Corpus Linguistics and Linguistic Theory
De Gruyter Mouton · Germany · Est. 2000
Aims & Scope
Corpus Linguistics and Linguistic Theory (CLLT) is a peer-reviewed journal publishing high-quality original corpus-based research that explicitly tackles an issue in (any) contemporary theory, and/or promises to advance corpus-linguistic methodology, especially in cases where methodological considerations imply or obtain theoretical status. The journal aims to be a forum for researchers from different theoretical backgrounds working on any domain of language (phonetics/phonology, morphology, syntax, semantics, pragmatics, and their interfaces) who share a commitment to the systematic and exhaustive analysis of naturally occurring language. Contributions from all theoretical frameworks are welcome but they should be addressed to a general audience and thus be explicit about their assumptions and discovery procedures and provide sufficient theoretical background to be accessible to researchers from different frameworks.
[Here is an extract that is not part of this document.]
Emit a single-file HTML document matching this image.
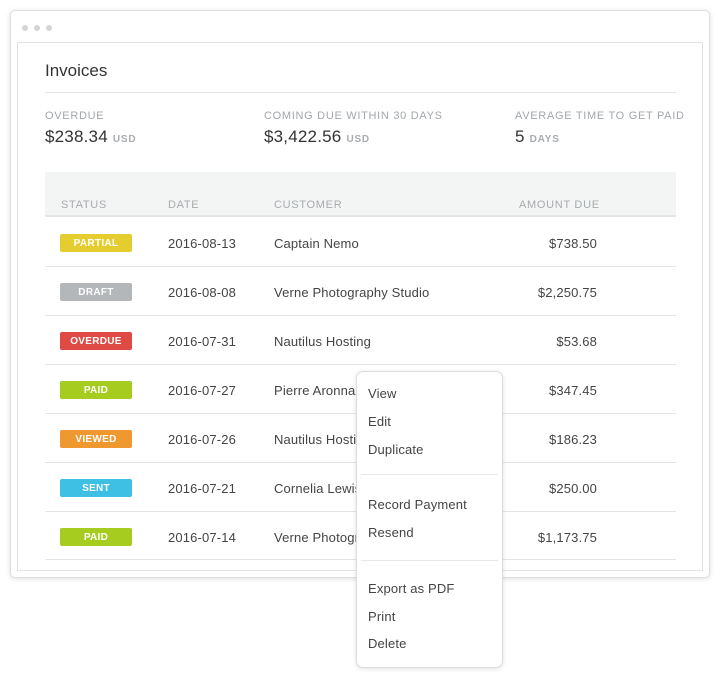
<!DOCTYPE html><html><head><style>
body{margin:0;width:720px;height:678px;background:#fff;font-family:"Liberation Sans",sans-serif;position:relative;overflow:hidden}
.win{position:absolute;left:10px;top:10px;width:700px;height:568px;border:1px solid #ddd;border-radius:5px;box-shadow:0 1px 6px rgba(0,0,0,.12);background:#fff;box-sizing:border-box}
.dot{position:absolute;top:14px;width:6px;height:6px;border-radius:50%;background:#d3d5d7}
.panel{position:absolute;left:17px;top:42px;width:686px;height:529px;border:1px solid #e3e3e3;box-sizing:border-box}
.a{position:absolute;white-space:nowrap}
.lbl{font-size:11px;color:#a3a7aa;letter-spacing:.7px}
.val{font-size:17px;color:#333;letter-spacing:.2px}
.val small{font-size:10px;color:#a8acaf;letter-spacing:.8px;font-weight:bold;margin-left:5px}
.hdr{position:absolute;left:45px;top:172px;width:631px;height:45px;background:#f3f4f4;border-bottom:2px solid #e3e5e6;box-sizing:border-box}
.h{font-size:11px;color:#a7abae;letter-spacing:.7px;top:199px}
.line{position:absolute;left:45px;width:631px;height:1px;background:#e3e4e5}
.b{position:absolute;left:60px;width:72px;height:18px;border-radius:2px;color:#fff;font-size:10px;font-weight:bold;text-align:center;line-height:19px;letter-spacing:.3px}
.t{font-size:13px;color:#444;letter-spacing:.15px}
.r{text-align:right;width:120px;left:477px}
.menu{position:absolute;left:356px;top:371px;width:147px;height:297px;background:#fff;border:1px solid #ddd;border-radius:7px;box-shadow:0 1px 5px rgba(0,0,0,.12);box-sizing:border-box}
.m{position:absolute;left:11px;font-size:13px;color:#444;letter-spacing:.15px}
.sep{position:absolute;left:4px;right:4px;height:1px;background:#e8e8e8}
</style></head><body>
<div class="win"><div class="dot" style="left:11px"></div><div class="dot" style="left:23px"></div><div class="dot" style="left:35px"></div></div>
<div class="panel"></div>
<div class="a" style="left:45px;top:61px;font-size:17px;color:#333">Invoices</div>
<div class="line" style="top:92px"></div>
<div class="a lbl" style="left:45px;top:110px">OVERDUE</div>
<div class="a val" style="left:45px;top:127px">$238.34<small>USD</small></div>
<div class="a lbl" style="left:264px;top:110px">COMING DUE WITHIN 30 DAYS</div>
<div class="a val" style="left:264px;top:127px">$3,422.56<small>USD</small></div>
<div class="a lbl" style="left:515px;top:110px">AVERAGE TIME TO GET PAID</div>
<div class="a val" style="left:515px;top:127px">5<small>DAYS</small></div>
<div class="hdr"></div>
<div class="a h" style="left:61px">STATUS</div>
<div class="a h" style="left:168px">DATE</div>
<div class="a h" style="left:274px">CUSTOMER</div>
<div class="a h" style="left:519px">AMOUNT DUE</div>

<div class="b" style="top:234px;background:#e6cd2f">PARTIAL</div><div class="a t" style="left:168px;top:236px">2016-08-13</div><div class="a t" style="left:274px;top:236px">Captain Nemo</div><div class="a t r" style="top:236px">$738.50</div><div class="line" style="top:266px"></div>
<div class="b" style="top:283px;background:#b3b7ba">DRAFT</div><div class="a t" style="left:168px;top:285px">2016-08-08</div><div class="a t" style="left:274px;top:285px">Verne Photography Studio</div><div class="a t r" style="top:285px">$2,250.75</div><div class="line" style="top:315px"></div>
<div class="b" style="top:332px;background:#df4a45">OVERDUE</div><div class="a t" style="left:168px;top:334px">2016-07-31</div><div class="a t" style="left:274px;top:334px">Nautilus Hosting</div><div class="a t r" style="top:334px">$53.68</div><div class="line" style="top:364px"></div>
<div class="b" style="top:381px;background:#a6cc1f">PAID</div><div class="a t" style="left:168px;top:383px">2016-07-27</div><div class="a t" style="left:274px;top:383px">Pierre Aronnax</div><div class="a t r" style="top:383px">$347.45</div><div class="line" style="top:413px"></div>
<div class="b" style="top:430px;background:#ef982f">VIEWED</div><div class="a t" style="left:168px;top:432px">2016-07-26</div><div class="a t" style="left:274px;top:432px">Nautilus Hosting</div><div class="a t r" style="top:432px">$186.23</div><div class="line" style="top:462px"></div>
<div class="b" style="top:479px;background:#3dc0e3">SENT</div><div class="a t" style="left:168px;top:481px">2016-07-21</div><div class="a t" style="left:274px;top:481px">Cornelia Lewis</div><div class="a t r" style="top:481px">$250.00</div><div class="line" style="top:511px"></div>
<div class="b" style="top:528px;background:#a6cc1f">PAID</div><div class="a t" style="left:168px;top:530px">2016-07-14</div><div class="a t" style="left:274px;top:530px">Verne Photography</div><div class="a t r" style="top:530px">$1,173.75</div><div class="line" style="top:559px"></div>

<div class="menu">
<div class="m" style="top:14px">View</div>
<div class="m" style="top:42px">Edit</div>
<div class="m" style="top:70px">Duplicate</div>
<div class="sep" style="top:102px"></div>
<div class="m" style="top:125px">Record Payment</div>
<div class="m" style="top:153px">Resend</div>
<div class="sep" style="top:188px"></div>
<div class="m" style="top:209px">Export as PDF</div>
<div class="m" style="top:237px">Print</div>
<div class="m" style="top:264px">Delete</div>
</div>
</body></html>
CLLT’s scope excludes most of the important work done in applied linguistics, including areas such as language planning, pedagogy, and policy, stylistics, education, forensic linguistics, and translation research. Similarly, while CLLT welcomes research that employs computational techniques and tools, we make a distinction between computational linguistics (the study of language by means of computational methods), much of which falls within the scope of the journal, and linguistic computing (the study of computational systems and applications that rely on, or involve, language), which falls outside the scope of the journal. CLLT strives to be an outlet for corpus-based research in the world’s diverse languages, and so we welcome studies that are based on any language. In the interest of giving room to a maximally rich represent ation of linguistic diversity, some submissions may be rejected not based on their general quality, but because we want to avert bias towards a minority of languages. Similarly, replication studies (that is, studies that test the power of a previously established theoretical claim, or apply previously employed method, to a different language), while highly important to the field, are unlikely to be published in CLLT, as the main focus of the journal is on promoting novel and innovative work of the highest caliber.